In 1941, when my father was 28 years old, Charles Lindbergh spoke at the St. Louis Arena on behalf of the America First Committee and in opposition to Americans being dragged into the world war. The Original Four Principles of that Committee made frightfully good sense. What Americans in those years did not know is that Roosevelt’s administration was infested with Communists. Roosevelt tried to demonize Lindbergh because he spoke the truth when he named three groups of war-provocateurs. If Americans had acted on the advice of Lindbergh and America First, they could have kept hundreds of thousands of their most valuable men alive at home instead of being killed on other continents in a war engineered to make the world safe for Communists.
In an age when Big Lies are commonly asserted as truth, Americans are still told by their government and the mass communications industry that Lindbergh was a “racist”, “isolationist”, and “Nazi sympathizer”. For which groups is name-calling standard operating procedure? Communists and “Liberals”. The truth is of course quite different. Observe that a man who advised Americans to mind their own business at home instead of get dragged into international adventurism is painted as a Bad Man — whereas men whose policies led to the death of thousands of American men and thousands of Japanese civilians (in 1945) are painted as Great Men. Even those who profess admiration for Lindbergh the pilot will accommodate claims that there was something wrong in his advocacy of self-defense for Americans instead of self-immolation. Such is the power of decades of propaganda and the credulity of people who are willing to be deceived.

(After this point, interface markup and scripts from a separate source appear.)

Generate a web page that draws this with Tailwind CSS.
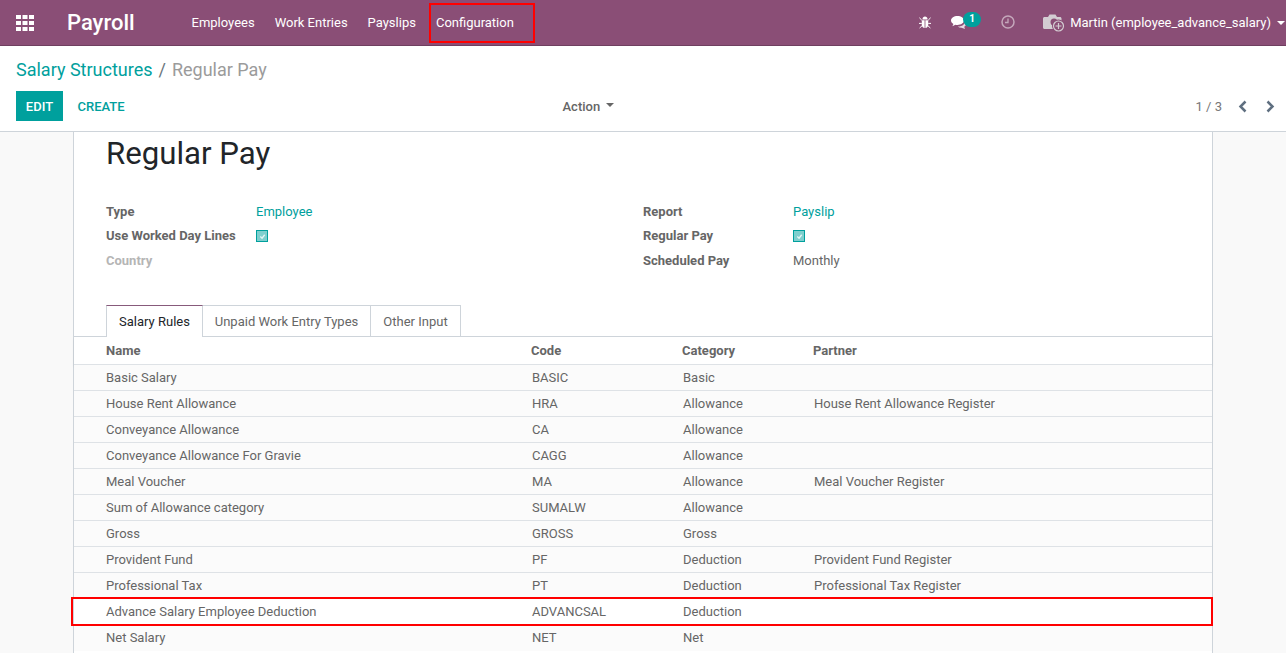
<!doctype html>
<html><head><meta charset="utf-8">
<script src="https://cdn.jsdelivr.net/npm/@tailwindcss/browser@4"></script>
</head>
<body class="m-0 h-[653px] w-[1286px] overflow-hidden bg-[#f9f9f9] font-['Roboto',sans-serif] text-[13px] text-[#666666]">
<header class="flex h-[46px] items-center border-b border-[#6f3f60] bg-[#8a4e76] text-white">
  <svg class="ml-[16px] h-[16px] w-[18px]" viewBox="0 0 18 16" fill="#fff"><rect x="0" y="0" width="5" height="4"/><rect x="6.500" y="0" width="5" height="4"/><rect x="13" y="0" width="5" height="4"/><rect x="0" y="6" width="5" height="4"/><rect x="6.500" y="6" width="5" height="4"/><rect x="13" y="6" width="5" height="4"/><rect x="0" y="12" width="5" height="4"/><rect x="6.500" y="12" width="5" height="4"/><rect x="13" y="12" width="5" height="4"/></svg>
  <div class="ml-[33px] w-[124.500px] text-[22px] font-medium leading-none">Payroll</div>
  <nav class="flex">
    <span class="mr-[20px]">Employees</span>
    <span class="mr-[20px]">Work Entries</span>
    <span class="mr-[20px]">Payslips</span>
    <span class="relative">Configuration<span class="absolute left-[-7px] top-[-10px] h-[40px] w-[106px] border-2 border-[#ff0000]"></span></span>
  </nav>
  <div class="ml-auto flex items-center">
    <svg class="mt-[-1px] h-[13px] w-[12px]" viewBox="0 0 12 13" fill="#fff"><path d="M3.400 3.400C3.600 1.600 4.600.6 6 .6s2.400 1 2.600 2.800z"/><path d="M2.800 4.200h2.800v7.800C4 11.800 2.800 10.400 2.800 8.400zM6.400 4.200h2.800v4.200c0 2-1.200 3.400-2.800 3.600z"/><path d="M.4 1.800l2.400 2.400M11.600 1.800L9.200 4.200M0 7.400h2.800M12 7.400H9.200M.6 12l2.600-2.400M11.400 12L8.800 9.600" stroke="#fff" stroke-width="1" fill="none"/></svg>
    <div class="relative ml-[20px] h-[16px] w-[32px]">
      <svg class="absolute left-0 top-[1px] h-[13px] w-[16px]" viewBox="0 0 16 13" fill="#fff"><path d="M6.500 0C3 0 0 2 0 4.500c0 1.400 1 2.700 2.400 3.500L1.400 10.300l3-1.600c.7.100 1.400.200 2.100.200 3.500 0 6.500-2 6.500-4.400S10 0 6.500 0z"/><path d="M14 5.500c0 2.800-3 5-6.500 5l-.8 0c1 .8 2.300 1.200 3.800 1.200l3.500 1.300-.8-2.200c1.200-.700 1.800-1.700 1.800-2.800 0-.9-.3-1.500-.8-2.100z" opacity=".8"/></svg>
      <span class="absolute left-[12px] top-[-3px] flex h-[15px] w-[18px] items-center justify-center rounded-full bg-[#00a09d] text-[10px] font-bold leading-none text-white">1</span>
    </div>
    <svg class="ml-[18px] mt-[-1px] h-[14px] w-[14px] opacity-50" viewBox="0 0 14 14" fill="none" stroke="#fff"><circle cx="7" cy="7" r="6" stroke-width="1.500"/><path d="M7 3.500V7.500H4" stroke-width="1.300"/></svg>
    <svg class="ml-[28px] h-[20px] w-[22px]" viewBox="0 0 22 20"><path d="M1.500 4H5L6.500 1.500h6L14 4h3c.8 0 1.500.7 1.500 1.500V16H1.500C.7 16 0 15.300 0 14.500v-9C0 4.700.7 4 1.500 4z" fill="#d3ccd2"/><circle cx="11" cy="9" r="3.500" fill="#8a4e76"/><circle cx="15.500" cy="13" r="6.500" fill="#8a4e76"/><circle cx="15.500" cy="13" r="5" fill="none" stroke="#d3ccd2" stroke-width="1.200"/><path d="M15.500 10v6M12.500 13h6" stroke="#d3ccd2" stroke-width="1.200"/></svg>
    <span class="ml-[5px]">Martin (employee_advance_salary)</span>
    <span class="ml-[6px] mr-[1px] h-0 w-0 border-x-[4px] border-t-[4px] border-x-transparent border-t-white"></span>
  </div>
</header>
<section class="h-[86px] border-b border-[#ced4da] bg-white px-[16px]">
  <div class="flex h-[45px] items-center pt-[1px] text-[18px]">
    <span class="text-[#00a09d]">Salary Structures</span><span class="mx-[6px] text-[#6c757d]">/</span><span class="text-[#9b9b9b]">Regular Pay</span>
  </div>
  <div class="relative flex h-[30px] items-center">
    <span class="flex h-[30px] w-[47px] items-center justify-center bg-[#00a09d] pt-px text-[13px] font-medium text-white">EDIT</span>
    <span class="ml-[14.500px] pt-px text-[13px] font-medium text-[#00a09d]">CREATE</span>
    <span class="absolute left-[546.500px] flex items-center pt-px font-medium text-[#666666]">Action<span class="ml-[6px] mb-[3px] h-0 w-0 border-x-[4px] border-t-[4px] border-x-transparent border-t-[#666666]"></span></span>
    <div class="ml-auto flex items-center">
      <span class="pt-px text-[#777777]">1 / 3</span>
      <svg class="ml-[16px] h-[13px] w-[9px]" viewBox="0 0 9 13" fill="none" stroke="#5f6f80" stroke-width="2.500"><path d="M7.500 1.500L2.500 6.500l5 5"/></svg>
      <svg class="ml-[19px] mr-[-5px] h-[13px] w-[9px]" viewBox="0 0 9 13" fill="none" stroke="#5f6f80" stroke-width="2.500"><path d="M1.500 1.500l5 5-5 5"/></svg>
    </div>
  </div>
</section>
<main class="mx-[73px] h-[521px] w-[1140px] border-x border-[#ced4da] bg-white">
  <h1 class="ml-[32px] pt-[3px] text-[31.200px] font-normal leading-[38px] text-[#212529]">Regular Pay</h1>
  <div class="ml-[32px] mt-[27px] grid h-[74px] grid-cols-[537px_1fr] font-medium">
    <div class="grid grid-cols-[150px_1fr] grid-rows-[24px_24px_25px] items-center">
      <span class="font-bold">Type</span><span class="font-normal text-[#00a09d]">Employee</span>
      <span class="font-bold">Use Worked Day Lines</span><span class="flex h-[12px] w-[12px] items-center justify-center border border-[#00a09d] bg-[#7fcfce]"><svg class="h-[7px] w-[7px] opacity-80" viewBox="0 0 8 8" fill="none" stroke="#fff" stroke-width="1.500"><path d="M1.500 4l2 2 3-4"/></svg></span>
      <span class="font-bold text-[#b5b5b5]">Country</span><span></span>
    </div>
    <div class="grid grid-cols-[150px_1fr] grid-rows-[24px_24px_25px] items-center">
      <span class="font-bold">Report</span><span class="font-normal text-[#00a09d]">Payslip</span>
      <span class="font-bold">Regular Pay</span><span class="flex h-[12px] w-[12px] items-center justify-center border border-[#00a09d] bg-[#7fcfce]"><svg class="h-[7px] w-[7px] opacity-80" viewBox="0 0 8 8" fill="none" stroke="#fff" stroke-width="1.500"><path d="M1.500 4l2 2 3-4"/></svg></span>
      <span class="font-bold">Scheduled Pay</span><span class="font-normal">Monthly</span>
    </div>
  </div>
  <div class="mt-[31px] flex h-[32px] border-b border-[#ced4da] pl-[32px]">
    <span class="z-10 flex h-[32px] w-[97px] items-center justify-center border-x border-t border-x-[#ced4da] border-t-[#875a7b] bg-white pt-px text-[#212529]">Salary Rules</span>
    <span class="flex h-[31px] w-[168px] items-center justify-center border-r border-t border-[#ced4da] pt-px">Unpaid Work Entry Types</span>
    <span class="flex h-[31px] w-[90px] items-center justify-center border-r border-t border-[#ced4da] pt-px">Other Input</span>
  </div>
  <table class="w-[1138px] table-fixed border-separate border-spacing-0">
    <colgroup><col class="w-[457px]"><col class="w-[151px]"><col class="w-[131px]"><col></colgroup>
    <thead>
      <tr class="h-[28px] font-bold shadow-[0_2px_3px_rgba(0,0,0,0.06)] [&>th]:border-b [&>th]:border-[#dee2e6] [&>th]:pt-[1px]">
        <th class="pl-[32px] text-left font-bold">Name</th><th class="text-left font-bold">Code</th><th class="text-left font-bold">Category</th><th class="text-left font-bold">Partner</th>
      </tr>
    </thead>
    <tbody class="bg-[#fbfbfb] [&_td]:h-[26px] [&_td]:border-b [&_td]:border-[#dee2e6] [&_td+td]:pl-px [&_td:first-child]:pl-[32px] [&_tr:last-child_td]:border-b-0">
      <tr><td>Basic Salary</td><td>BASIC</td><td>Basic</td><td></td></tr>
      <tr><td>House Rent Allowance</td><td>HRA</td><td>Allowance</td><td>House Rent Allowance Register</td></tr>
      <tr><td>Conveyance Allowance</td><td>CA</td><td>Allowance</td><td></td></tr>
      <tr><td>Conveyance Allowance For Gravie</td><td>CAGG</td><td>Allowance</td><td></td></tr>
      <tr><td>Meal Voucher</td><td>MA</td><td>Allowance</td><td>Meal Voucher Register</td></tr>
      <tr><td>Sum of Allowance category</td><td>SUMALW</td><td>Allowance</td><td></td></tr>
      <tr><td>Gross</td><td>GROSS</td><td>Gross</td><td></td></tr>
      <tr><td>Provident Fund</td><td>PF</td><td>Deduction</td><td>Provident Fund Register</td></tr>
      <tr><td>Professional Tax</td><td>PT</td><td>Deduction</td><td>Professional Tax Register</td></tr>
      <tr class="bg-white"><td class="relative">Advance Salary Employee Deduction<span class="absolute left-[-3px] top-[-2px] h-[29px] w-[1142px] border-2 border-[#ff0000]"></span></td><td>ADVANCSAL</td><td>Deduction</td><td></td></tr>
      <tr><td>Net Salary</td><td>NET</td><td>Net</td><td></td></tr>
    </tbody>
  </table>
</main>
</body></html>
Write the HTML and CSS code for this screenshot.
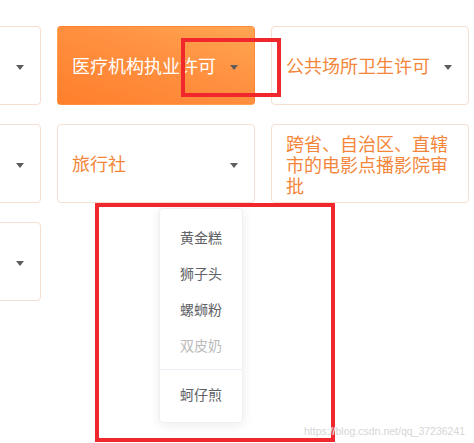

Consider how different the last 80 years might have been if Americans had recognized the wisdom in the America First Committee principles and thereby resisted a powerful central government that would drag them into endless wars decade after dedr–all of them spectacles of self-immolation claimed to be warranted by this, that, or another Big Lie.
Like most other Americans in those years, my father probably looked upon FDR the way the mass propaganda industry painted him: As a kindly, honorable man and president. I doubt my father would have believed that radio and newspapers would assert or rubber-stamp lies, or that Roosevelt would lie both about Lindbergh and about a “surprise” Japanese attack on Pearl Harbor as an excuse for dragging Americans into the war. I do not know whether my father could have imagined evil on that scale. I do know that he held more or less the conventional views about World War II. Did he have any inkling of such evil twenty years later when Americans could sit comfortably at home and watch American men being killed in Vietnam in living color on the nightly TV news? Or does it take a lifetime to understand that powerful men like Roosevelt and Johnson were two of the greatest liars of the twentieth century?
Only once and rather briefly did my father and I talk about World War II. We talked less about the facts of the war than the morality. We addressed the matter of Truman’s use of the atomic bombs. My father’s judgment was that Truman’s decision was proper and justifiable. I argued it was not. We agreed to disagree. Whether he believed FDR’s vicious lies about Lindbergh were justified, I do not know.
Opportunities to ask my father about his memories and judgments on all those things ….. lost forever.